Work instructions: Filter the lines below, copying only those with the string "this".

Material for the task:
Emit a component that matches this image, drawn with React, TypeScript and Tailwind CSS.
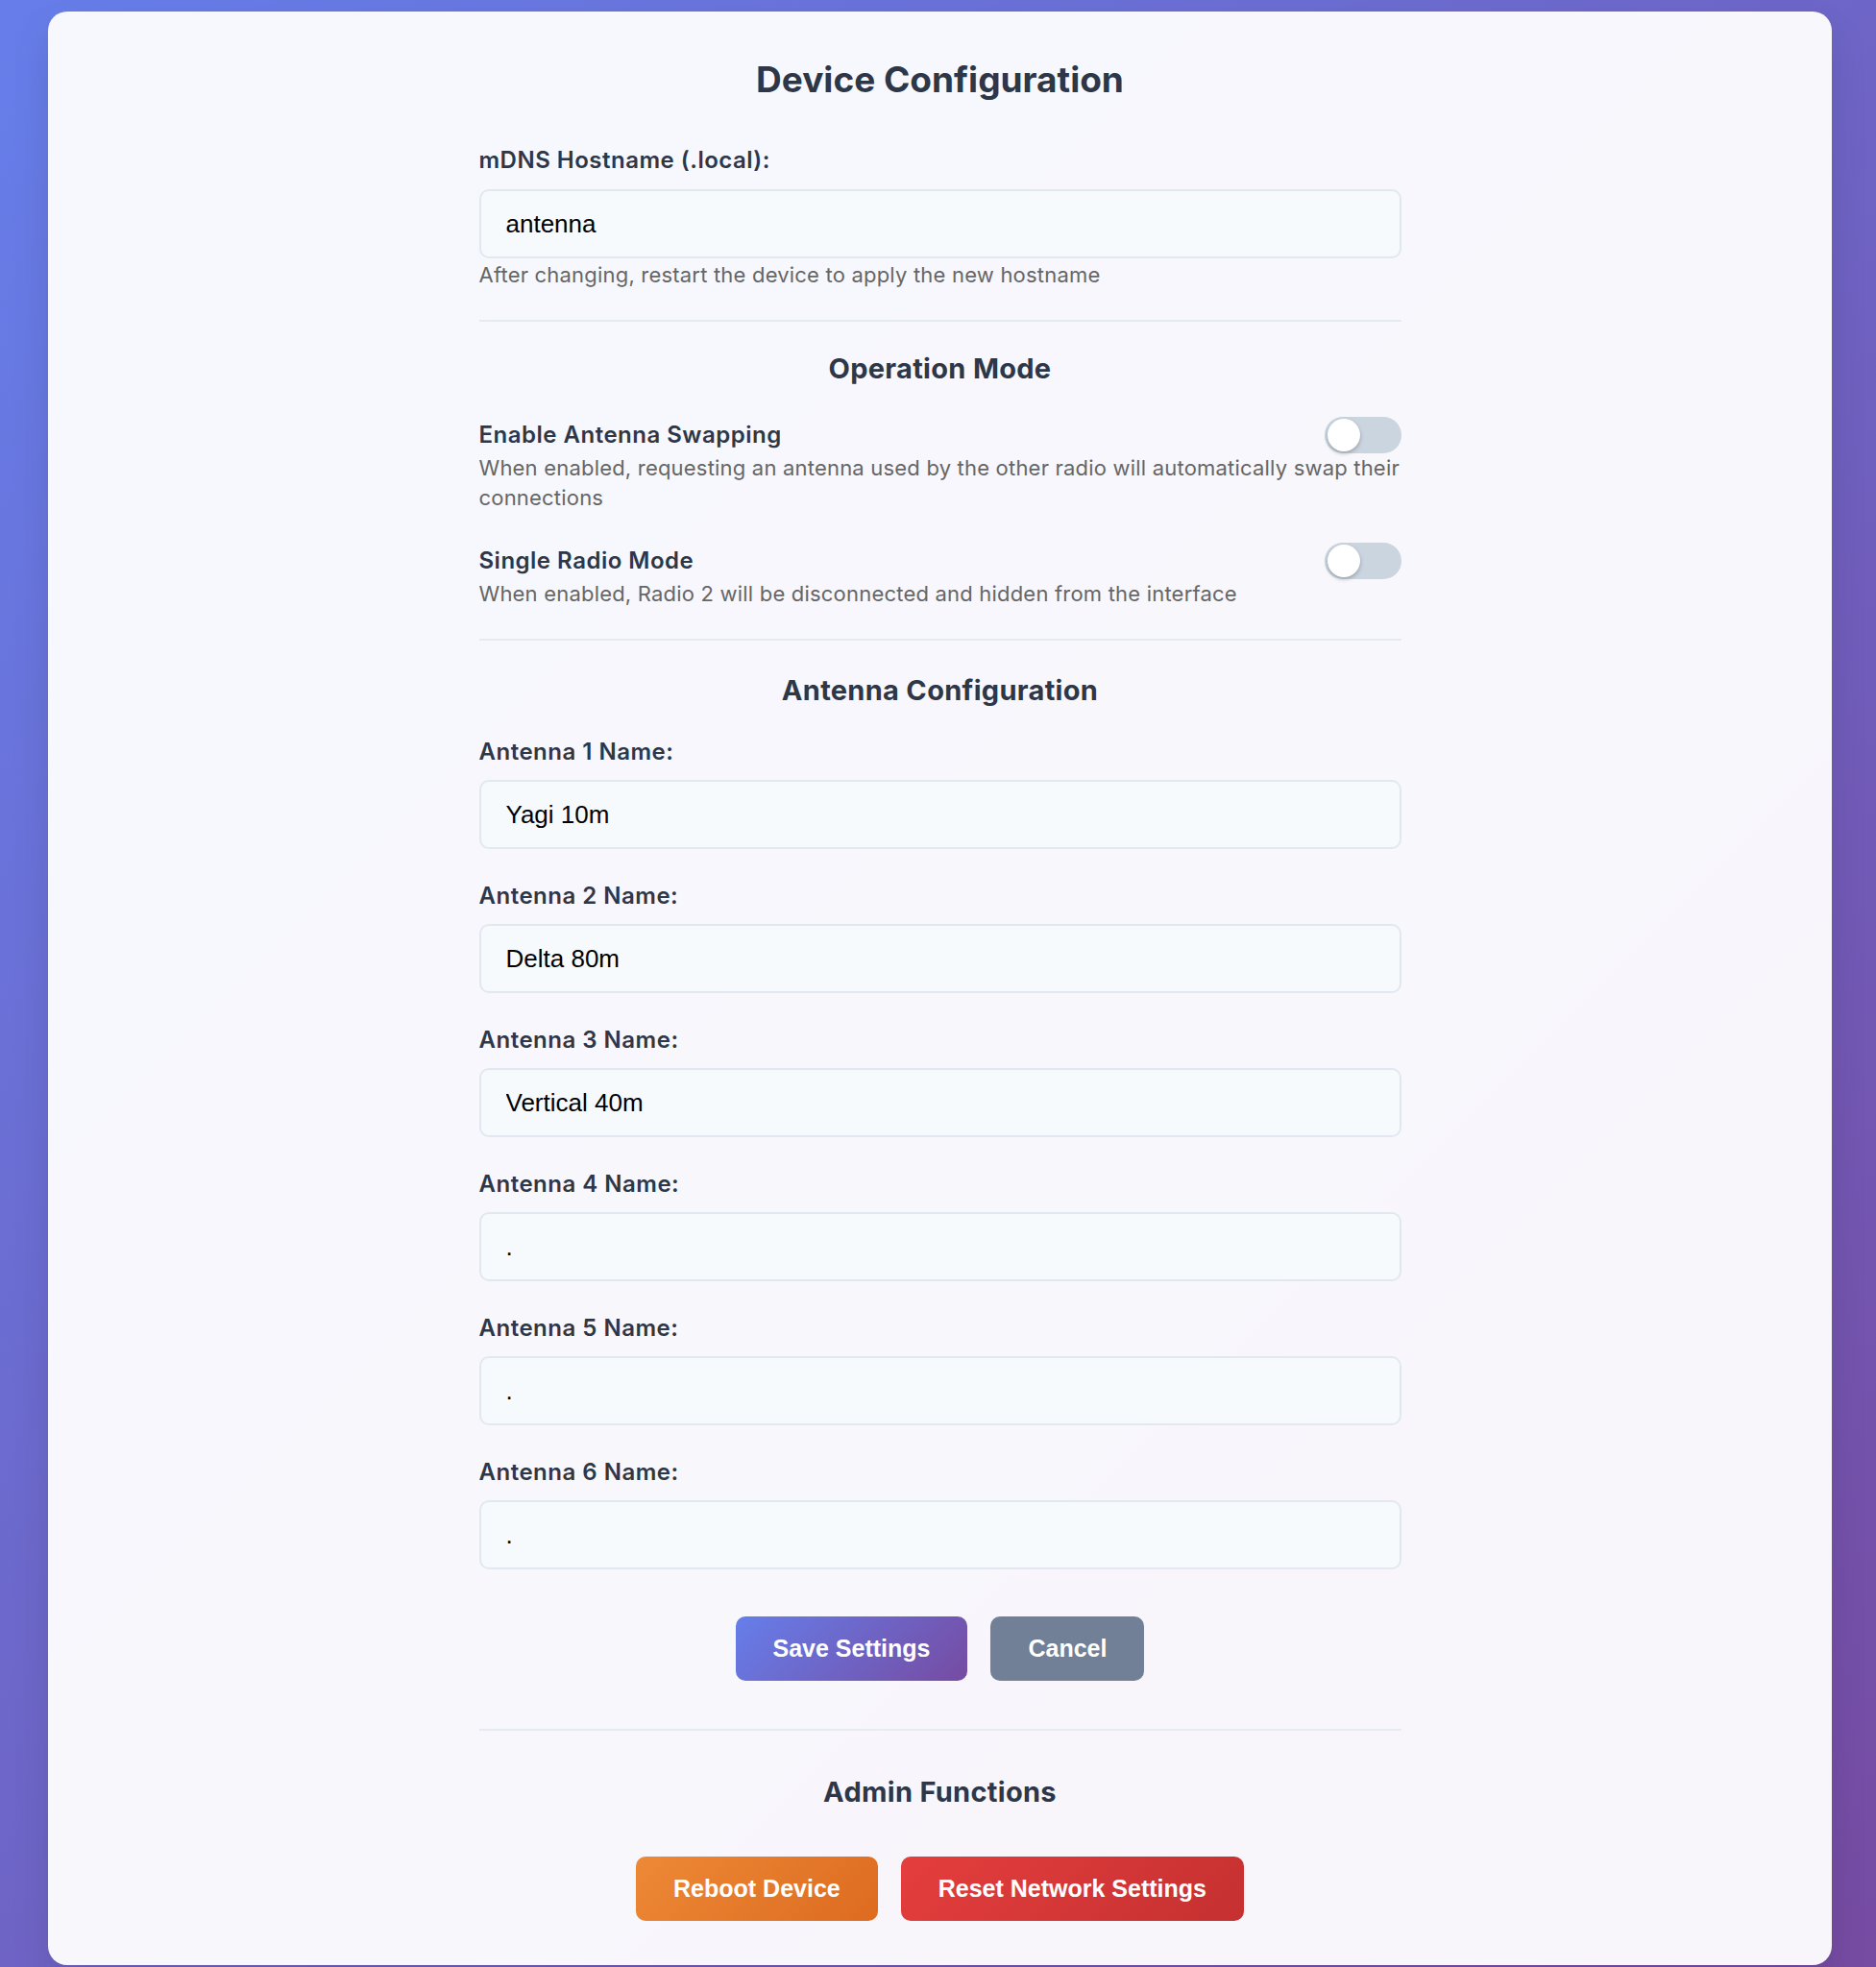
...
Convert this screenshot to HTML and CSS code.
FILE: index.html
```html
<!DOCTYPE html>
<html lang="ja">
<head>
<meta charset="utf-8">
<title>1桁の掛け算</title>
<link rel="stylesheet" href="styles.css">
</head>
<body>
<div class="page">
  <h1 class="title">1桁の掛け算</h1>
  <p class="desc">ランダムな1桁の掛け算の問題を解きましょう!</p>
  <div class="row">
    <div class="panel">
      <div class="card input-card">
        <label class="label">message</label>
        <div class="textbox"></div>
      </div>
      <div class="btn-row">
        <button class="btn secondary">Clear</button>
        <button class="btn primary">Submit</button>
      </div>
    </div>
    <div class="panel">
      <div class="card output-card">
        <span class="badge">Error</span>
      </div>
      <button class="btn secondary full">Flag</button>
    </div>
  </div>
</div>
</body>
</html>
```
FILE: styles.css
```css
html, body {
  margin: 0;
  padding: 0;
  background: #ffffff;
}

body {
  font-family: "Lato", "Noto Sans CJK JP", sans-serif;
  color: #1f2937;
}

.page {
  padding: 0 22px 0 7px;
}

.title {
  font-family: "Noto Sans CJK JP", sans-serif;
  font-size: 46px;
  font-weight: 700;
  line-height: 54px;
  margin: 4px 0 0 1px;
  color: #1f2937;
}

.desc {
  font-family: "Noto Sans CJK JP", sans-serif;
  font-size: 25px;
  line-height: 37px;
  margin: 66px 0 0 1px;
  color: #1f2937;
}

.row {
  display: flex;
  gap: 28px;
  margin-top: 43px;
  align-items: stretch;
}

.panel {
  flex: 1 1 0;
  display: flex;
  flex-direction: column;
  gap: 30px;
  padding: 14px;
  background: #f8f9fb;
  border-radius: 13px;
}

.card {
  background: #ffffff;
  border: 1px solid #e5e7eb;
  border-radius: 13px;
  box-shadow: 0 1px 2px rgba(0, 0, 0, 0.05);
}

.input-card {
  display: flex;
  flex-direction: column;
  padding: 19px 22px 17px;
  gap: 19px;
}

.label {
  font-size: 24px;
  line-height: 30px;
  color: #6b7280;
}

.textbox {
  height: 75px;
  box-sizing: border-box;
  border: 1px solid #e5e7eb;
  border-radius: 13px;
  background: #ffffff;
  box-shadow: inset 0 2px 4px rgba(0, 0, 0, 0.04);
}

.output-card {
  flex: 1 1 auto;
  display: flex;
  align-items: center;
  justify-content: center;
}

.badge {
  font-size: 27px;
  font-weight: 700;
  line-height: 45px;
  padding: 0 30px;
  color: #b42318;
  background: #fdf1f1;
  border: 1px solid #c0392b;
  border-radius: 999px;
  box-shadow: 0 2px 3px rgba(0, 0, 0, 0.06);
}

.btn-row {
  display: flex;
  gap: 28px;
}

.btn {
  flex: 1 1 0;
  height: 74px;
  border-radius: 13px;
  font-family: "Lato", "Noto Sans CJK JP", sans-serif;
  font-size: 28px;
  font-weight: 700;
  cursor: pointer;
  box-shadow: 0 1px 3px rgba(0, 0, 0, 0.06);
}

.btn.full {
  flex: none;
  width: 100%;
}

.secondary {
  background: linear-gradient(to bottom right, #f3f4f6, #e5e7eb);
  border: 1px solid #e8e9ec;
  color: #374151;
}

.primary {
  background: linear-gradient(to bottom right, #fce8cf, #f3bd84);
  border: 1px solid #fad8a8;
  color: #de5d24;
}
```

Complete output:
Emit a component that matches this image, drawn with React, TypeScript and Tailwind CSS.
Convert this screenshot to HTML and CSS code.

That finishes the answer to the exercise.